** start **

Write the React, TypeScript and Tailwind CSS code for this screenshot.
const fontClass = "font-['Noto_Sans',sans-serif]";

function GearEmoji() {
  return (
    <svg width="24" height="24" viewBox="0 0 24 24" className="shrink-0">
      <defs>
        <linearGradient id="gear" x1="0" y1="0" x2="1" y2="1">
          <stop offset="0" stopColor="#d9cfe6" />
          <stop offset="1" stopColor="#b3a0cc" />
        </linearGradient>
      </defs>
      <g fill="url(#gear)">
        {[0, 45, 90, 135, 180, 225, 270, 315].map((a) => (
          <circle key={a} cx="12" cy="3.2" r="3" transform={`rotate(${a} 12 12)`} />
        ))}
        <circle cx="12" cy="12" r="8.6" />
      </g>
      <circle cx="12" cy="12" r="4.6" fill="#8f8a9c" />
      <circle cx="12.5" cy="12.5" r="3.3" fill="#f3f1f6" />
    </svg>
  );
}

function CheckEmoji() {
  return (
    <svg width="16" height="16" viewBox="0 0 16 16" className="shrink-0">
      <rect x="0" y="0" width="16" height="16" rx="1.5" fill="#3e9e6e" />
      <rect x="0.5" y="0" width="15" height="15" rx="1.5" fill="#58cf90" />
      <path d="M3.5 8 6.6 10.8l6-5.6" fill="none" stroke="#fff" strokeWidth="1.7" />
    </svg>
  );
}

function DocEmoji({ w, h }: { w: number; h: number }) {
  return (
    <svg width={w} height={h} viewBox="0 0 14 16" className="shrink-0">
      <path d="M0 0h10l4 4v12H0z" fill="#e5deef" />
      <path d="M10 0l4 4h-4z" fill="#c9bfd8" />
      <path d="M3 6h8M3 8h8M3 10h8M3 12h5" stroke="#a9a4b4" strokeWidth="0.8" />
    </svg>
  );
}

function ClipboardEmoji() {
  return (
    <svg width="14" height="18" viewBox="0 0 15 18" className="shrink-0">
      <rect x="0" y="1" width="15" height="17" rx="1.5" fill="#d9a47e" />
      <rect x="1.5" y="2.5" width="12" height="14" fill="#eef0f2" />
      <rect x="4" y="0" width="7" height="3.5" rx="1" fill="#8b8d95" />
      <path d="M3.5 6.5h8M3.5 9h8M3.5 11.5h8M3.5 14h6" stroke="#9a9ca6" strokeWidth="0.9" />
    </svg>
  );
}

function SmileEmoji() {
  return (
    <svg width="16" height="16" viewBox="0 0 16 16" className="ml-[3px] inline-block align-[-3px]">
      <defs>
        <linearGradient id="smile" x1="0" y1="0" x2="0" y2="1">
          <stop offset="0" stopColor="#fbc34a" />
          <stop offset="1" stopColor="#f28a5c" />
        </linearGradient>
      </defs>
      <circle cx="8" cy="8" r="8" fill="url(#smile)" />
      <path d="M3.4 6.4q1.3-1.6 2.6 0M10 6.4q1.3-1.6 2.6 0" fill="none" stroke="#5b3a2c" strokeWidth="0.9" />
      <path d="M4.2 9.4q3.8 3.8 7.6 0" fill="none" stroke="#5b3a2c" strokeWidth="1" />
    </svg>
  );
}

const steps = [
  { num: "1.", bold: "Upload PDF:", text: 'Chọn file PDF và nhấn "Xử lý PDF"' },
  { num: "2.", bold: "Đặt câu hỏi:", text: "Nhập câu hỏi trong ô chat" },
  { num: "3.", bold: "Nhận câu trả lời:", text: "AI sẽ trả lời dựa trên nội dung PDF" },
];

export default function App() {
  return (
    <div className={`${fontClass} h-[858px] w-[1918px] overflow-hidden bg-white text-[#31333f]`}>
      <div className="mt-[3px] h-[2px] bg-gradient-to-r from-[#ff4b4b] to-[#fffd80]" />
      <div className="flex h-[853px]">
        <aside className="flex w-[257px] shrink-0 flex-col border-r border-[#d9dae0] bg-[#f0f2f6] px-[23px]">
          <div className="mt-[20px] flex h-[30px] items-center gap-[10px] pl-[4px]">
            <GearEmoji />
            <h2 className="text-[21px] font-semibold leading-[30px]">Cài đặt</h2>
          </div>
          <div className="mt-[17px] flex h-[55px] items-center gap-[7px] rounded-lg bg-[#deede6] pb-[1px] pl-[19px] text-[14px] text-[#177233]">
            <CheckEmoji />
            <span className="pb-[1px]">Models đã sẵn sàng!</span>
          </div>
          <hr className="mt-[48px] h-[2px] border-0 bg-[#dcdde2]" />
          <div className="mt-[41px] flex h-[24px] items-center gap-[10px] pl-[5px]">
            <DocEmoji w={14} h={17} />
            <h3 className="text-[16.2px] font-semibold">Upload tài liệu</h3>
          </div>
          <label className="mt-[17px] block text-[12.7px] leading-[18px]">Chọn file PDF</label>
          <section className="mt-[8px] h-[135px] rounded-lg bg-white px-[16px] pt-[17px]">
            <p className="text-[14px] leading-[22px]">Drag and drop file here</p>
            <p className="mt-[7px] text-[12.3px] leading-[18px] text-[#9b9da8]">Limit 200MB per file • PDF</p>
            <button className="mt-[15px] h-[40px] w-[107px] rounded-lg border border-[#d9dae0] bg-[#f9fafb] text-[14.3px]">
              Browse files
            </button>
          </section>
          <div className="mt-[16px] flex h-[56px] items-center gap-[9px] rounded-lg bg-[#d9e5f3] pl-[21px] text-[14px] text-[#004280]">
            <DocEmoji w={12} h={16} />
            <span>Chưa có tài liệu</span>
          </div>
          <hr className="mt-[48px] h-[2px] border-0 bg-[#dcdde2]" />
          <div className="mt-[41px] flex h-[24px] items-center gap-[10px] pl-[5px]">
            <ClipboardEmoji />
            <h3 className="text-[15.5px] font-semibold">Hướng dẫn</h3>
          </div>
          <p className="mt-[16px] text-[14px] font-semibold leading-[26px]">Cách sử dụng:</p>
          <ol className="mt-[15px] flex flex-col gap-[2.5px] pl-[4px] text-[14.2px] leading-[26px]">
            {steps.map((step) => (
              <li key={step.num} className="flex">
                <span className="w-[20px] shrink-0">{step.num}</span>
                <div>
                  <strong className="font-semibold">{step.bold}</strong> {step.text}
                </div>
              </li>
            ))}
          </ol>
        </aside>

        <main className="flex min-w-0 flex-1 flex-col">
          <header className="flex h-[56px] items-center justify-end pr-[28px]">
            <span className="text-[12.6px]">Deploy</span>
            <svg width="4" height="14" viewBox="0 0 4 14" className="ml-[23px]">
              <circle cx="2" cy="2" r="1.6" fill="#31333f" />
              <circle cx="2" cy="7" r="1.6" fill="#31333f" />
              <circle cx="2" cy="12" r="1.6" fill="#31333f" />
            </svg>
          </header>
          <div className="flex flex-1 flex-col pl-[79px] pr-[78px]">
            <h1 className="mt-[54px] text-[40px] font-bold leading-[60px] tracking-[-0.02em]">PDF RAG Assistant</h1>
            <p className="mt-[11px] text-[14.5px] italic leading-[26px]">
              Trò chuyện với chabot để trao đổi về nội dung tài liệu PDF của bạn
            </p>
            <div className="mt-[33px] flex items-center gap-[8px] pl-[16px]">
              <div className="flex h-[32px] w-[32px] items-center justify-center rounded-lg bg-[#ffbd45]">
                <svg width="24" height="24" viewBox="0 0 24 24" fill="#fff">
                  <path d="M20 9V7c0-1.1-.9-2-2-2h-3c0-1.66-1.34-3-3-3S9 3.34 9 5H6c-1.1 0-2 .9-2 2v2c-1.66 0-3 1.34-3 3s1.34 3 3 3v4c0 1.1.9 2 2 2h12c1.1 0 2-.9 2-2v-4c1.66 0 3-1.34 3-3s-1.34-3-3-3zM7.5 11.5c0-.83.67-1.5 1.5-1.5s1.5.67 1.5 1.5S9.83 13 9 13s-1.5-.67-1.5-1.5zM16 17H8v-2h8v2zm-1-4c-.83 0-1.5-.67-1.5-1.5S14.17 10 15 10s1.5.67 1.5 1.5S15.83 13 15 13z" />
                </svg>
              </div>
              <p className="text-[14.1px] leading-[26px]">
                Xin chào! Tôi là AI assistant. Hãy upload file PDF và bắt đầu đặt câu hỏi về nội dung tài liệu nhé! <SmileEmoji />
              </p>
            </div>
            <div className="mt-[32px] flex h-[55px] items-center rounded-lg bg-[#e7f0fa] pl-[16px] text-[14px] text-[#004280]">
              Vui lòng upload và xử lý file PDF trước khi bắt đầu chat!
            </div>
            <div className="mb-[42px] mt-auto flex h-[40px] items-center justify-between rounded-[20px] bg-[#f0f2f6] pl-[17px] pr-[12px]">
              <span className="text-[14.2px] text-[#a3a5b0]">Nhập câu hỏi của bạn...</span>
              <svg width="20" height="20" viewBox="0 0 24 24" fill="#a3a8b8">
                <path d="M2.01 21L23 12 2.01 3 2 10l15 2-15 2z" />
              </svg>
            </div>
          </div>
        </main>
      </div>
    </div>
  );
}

** end **
** start **

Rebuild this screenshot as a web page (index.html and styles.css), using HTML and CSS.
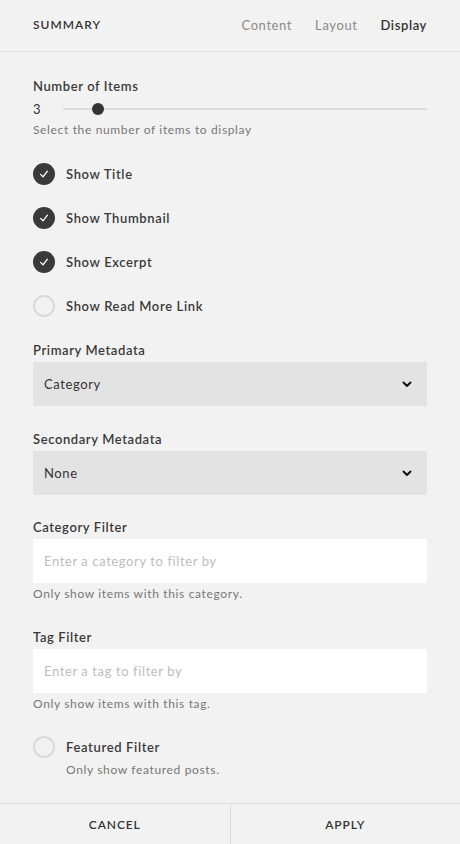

** end **
** start **

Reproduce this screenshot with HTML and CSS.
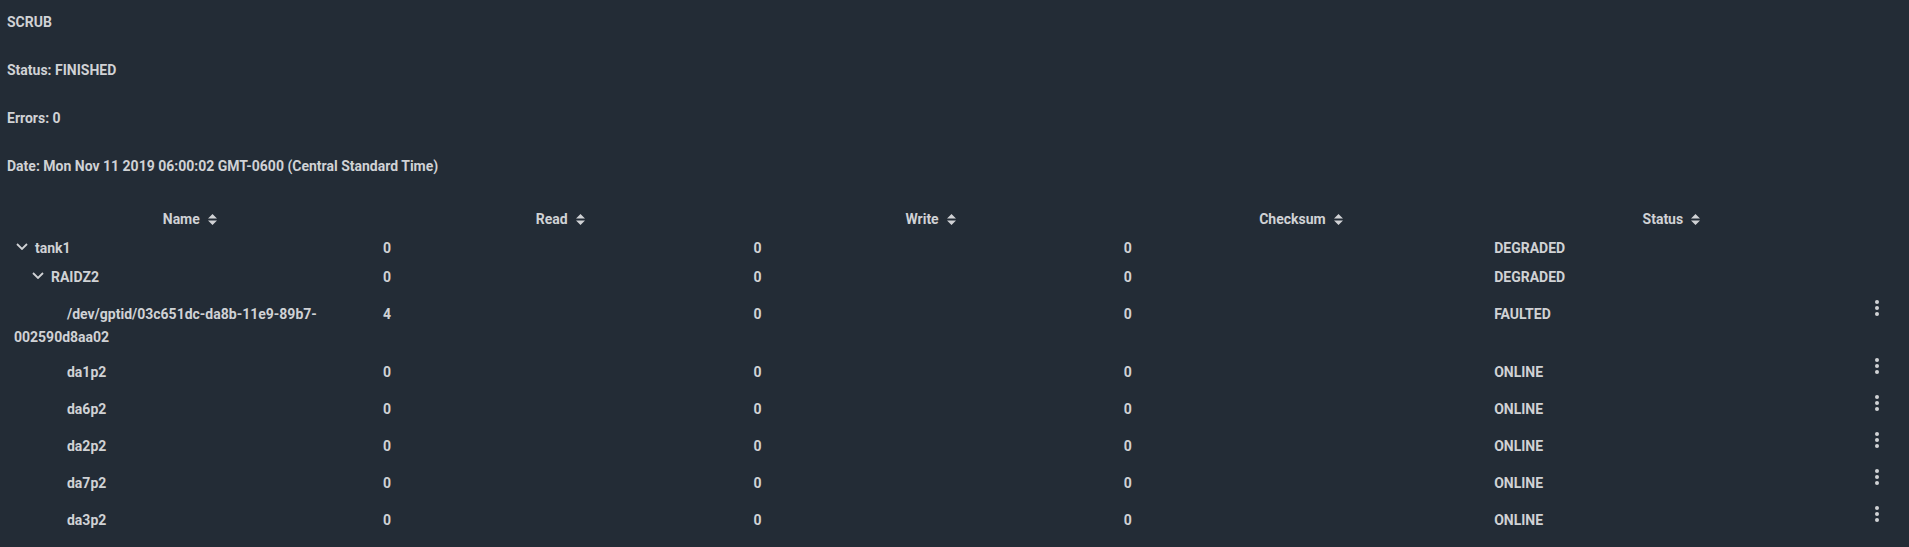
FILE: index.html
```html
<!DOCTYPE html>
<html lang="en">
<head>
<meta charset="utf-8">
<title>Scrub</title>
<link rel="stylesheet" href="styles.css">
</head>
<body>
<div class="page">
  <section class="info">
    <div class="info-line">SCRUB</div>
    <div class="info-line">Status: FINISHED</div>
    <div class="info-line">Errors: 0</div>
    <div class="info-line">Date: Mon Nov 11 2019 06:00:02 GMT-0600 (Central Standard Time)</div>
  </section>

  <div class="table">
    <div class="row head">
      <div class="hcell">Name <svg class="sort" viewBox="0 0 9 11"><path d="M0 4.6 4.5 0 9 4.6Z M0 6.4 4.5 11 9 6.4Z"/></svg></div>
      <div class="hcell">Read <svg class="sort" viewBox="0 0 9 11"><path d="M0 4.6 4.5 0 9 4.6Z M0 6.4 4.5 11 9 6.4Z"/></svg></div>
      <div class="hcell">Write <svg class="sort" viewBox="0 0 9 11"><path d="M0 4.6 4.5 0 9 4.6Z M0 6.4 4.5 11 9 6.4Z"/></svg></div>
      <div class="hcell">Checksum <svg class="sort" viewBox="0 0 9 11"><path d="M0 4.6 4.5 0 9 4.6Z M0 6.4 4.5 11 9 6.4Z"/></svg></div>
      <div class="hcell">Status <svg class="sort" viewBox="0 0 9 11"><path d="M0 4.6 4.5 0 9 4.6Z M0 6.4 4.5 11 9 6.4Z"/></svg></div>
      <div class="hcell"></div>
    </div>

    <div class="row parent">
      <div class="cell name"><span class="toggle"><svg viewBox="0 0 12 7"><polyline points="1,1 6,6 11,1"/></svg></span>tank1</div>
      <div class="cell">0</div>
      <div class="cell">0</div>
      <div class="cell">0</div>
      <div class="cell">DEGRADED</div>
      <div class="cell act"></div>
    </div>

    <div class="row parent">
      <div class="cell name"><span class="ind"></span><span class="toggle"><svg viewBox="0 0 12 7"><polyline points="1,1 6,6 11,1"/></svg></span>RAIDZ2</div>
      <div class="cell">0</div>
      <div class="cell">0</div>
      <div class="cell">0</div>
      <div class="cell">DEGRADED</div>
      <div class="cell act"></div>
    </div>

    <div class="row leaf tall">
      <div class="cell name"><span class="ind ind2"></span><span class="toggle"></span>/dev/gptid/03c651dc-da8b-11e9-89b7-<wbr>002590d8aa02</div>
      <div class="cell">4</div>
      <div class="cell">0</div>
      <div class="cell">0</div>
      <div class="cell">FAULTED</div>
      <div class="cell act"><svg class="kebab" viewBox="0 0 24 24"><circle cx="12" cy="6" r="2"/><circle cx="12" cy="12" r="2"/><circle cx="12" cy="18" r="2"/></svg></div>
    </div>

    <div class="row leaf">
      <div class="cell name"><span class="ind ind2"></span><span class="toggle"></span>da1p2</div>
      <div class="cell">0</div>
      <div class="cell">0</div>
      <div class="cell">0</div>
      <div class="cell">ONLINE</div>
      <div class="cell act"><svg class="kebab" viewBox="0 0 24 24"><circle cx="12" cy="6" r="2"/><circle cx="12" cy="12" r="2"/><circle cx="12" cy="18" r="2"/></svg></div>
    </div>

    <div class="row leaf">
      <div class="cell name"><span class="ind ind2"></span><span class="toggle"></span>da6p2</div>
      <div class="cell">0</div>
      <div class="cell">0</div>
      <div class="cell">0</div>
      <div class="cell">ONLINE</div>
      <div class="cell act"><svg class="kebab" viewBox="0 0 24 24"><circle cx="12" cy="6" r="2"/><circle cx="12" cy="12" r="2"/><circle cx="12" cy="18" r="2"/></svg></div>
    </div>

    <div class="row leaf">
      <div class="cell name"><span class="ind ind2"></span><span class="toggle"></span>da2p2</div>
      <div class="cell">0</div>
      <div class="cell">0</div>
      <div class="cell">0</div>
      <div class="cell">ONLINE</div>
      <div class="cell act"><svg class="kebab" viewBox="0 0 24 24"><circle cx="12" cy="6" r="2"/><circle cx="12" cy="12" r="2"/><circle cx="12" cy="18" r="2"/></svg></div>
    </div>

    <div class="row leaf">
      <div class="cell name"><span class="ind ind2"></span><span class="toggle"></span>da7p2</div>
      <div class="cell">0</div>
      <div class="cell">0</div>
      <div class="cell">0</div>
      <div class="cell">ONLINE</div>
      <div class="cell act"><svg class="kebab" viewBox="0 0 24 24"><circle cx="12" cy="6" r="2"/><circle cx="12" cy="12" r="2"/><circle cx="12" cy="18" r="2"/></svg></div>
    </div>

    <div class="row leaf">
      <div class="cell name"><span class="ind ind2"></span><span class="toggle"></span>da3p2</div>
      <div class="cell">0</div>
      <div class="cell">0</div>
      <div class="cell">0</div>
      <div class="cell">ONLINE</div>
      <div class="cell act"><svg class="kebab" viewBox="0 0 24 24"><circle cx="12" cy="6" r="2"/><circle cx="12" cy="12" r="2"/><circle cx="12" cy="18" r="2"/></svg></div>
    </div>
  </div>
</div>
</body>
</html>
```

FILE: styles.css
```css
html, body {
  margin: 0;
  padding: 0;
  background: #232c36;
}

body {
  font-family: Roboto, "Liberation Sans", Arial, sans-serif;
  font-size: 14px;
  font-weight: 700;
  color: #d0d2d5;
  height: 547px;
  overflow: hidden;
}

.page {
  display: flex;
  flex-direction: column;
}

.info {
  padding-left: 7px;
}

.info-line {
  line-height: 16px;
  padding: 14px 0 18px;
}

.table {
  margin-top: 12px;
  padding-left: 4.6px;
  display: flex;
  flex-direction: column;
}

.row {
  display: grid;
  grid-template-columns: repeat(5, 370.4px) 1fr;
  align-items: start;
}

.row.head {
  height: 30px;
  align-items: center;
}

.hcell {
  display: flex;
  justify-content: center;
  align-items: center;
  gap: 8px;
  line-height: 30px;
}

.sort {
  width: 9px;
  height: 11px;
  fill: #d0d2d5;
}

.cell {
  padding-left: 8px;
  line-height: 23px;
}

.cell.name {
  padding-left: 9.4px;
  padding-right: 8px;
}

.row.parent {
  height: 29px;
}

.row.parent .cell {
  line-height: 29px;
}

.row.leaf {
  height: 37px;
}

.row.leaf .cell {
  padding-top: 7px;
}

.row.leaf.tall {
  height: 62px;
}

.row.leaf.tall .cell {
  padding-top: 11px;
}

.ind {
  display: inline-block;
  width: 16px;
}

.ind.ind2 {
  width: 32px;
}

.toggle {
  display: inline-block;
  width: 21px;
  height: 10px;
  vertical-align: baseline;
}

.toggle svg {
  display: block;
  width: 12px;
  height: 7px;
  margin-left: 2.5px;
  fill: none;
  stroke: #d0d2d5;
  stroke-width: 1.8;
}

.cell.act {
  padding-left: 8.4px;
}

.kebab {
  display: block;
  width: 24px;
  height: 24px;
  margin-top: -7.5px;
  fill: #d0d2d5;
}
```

** end **

Task requirements
Copy every line from the entries that contains the word "screenshot".

Response to the exercise
Write the React, TypeScript and Tailwind CSS code for this screenshot.
Rebuild this screenshot as a web page (index.html and styles.css), using HTML and CSS.
Reproduce this screenshot with HTML and CSS.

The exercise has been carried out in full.